Obesity in the workplace is a part of a growing national trend, one that is getting larger at an alarming rate. The cost of obesity in the workplace is in the billions of dollars every year, due to the ill health of millions of employees. Companies who struggle with this problem and take a pro-active stance toward it will be ahead of the curve, not only by saving money, but providing a healthier workplace environment for their employees.

What weight is considered obese? 

  •       Persons who are 30 – 40 pounds overweight are considered obese.
  •       Severe obesity is 60 pounds overweight.
  •       Morbidly obese being 100 lbs. over normal weight.
  •       Super obese is 200 plus pounds overweight.

These classifications aren’t flattering, causing many overweight persons to feel that they are discriminated against because of their weight.  Race, gender, age, disability, religion, and now obesity are reasons that persons may feel  discriminated against. 

There can be many reasons for being overweight.  Some are genetic, caused by certain health issues, or lack of exercise, and eating unhealthy foods.  This problem is going to continue if our schools don’t serve healthy foods and require physical education for youngsters.  It should be a given that kids “get out and play an hour a day.”  Parents should strive to start their families out with a healthy breakfast, and choose fruits and vegetables rather than fast food on a regular basis.  It’s a proven fact that there are more obese youngsters than in past generations.

Regardless, no one should be bullied, harassed, or humiliated because of their size.  People that are obese have a higher risk of heart disease, diabetes, arthritis, cancer, gall bladder disease, lung and breathing problems, and early death.  As of now, Michigan is the only state that declares discrimination of this sort as illegal.  There are no federal laws making it illegal.  Some cities do, though.  Through the Equal Employment Opportunity Commission and courts, persons diagnosed with morbid obesity may be seen as disabled, thereby possibly being protected under the Americans with Disabilities Amended Act of 2008.

Companies can achieve having healthier and happier employees through weight-loss plans, employee wellness programs, and/or health club memberships.  Planning a better environment,  such as healthy snacks in vending machines, less fast foods in the cafeteria, and holding health fairs would be good for everyone.  The programs should not be targeted toward certain groups, in order to be nondiscriminatory, but to all employees, and those who wish to enroll may do so on a voluntary basis.  Start up a group walking program during lunch break.

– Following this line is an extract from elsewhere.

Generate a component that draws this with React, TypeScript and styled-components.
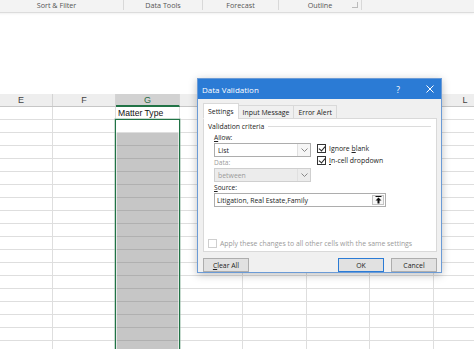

Wear a pedometer to see how  any steps you take in a work-day.  If it’s not very many, we need to step it up when we get home!  (The recommended number of daily steps is 10,000.)  You may be surprised at just how much  or little walking you actually do each day.   The Centers for Disease Control report that obesity can cause chronic health issues that equal twenty years of aging. 

Let’s start parking the car a little farther from work, walk up stairs rather than take an elevator, and encourage others to do the same.  If you have a friend or family member that is overweight, offer to go to a wellness center or take a daily walk with them.  Possibly, you can get them started on a healthy path, and reap the benefits, as well.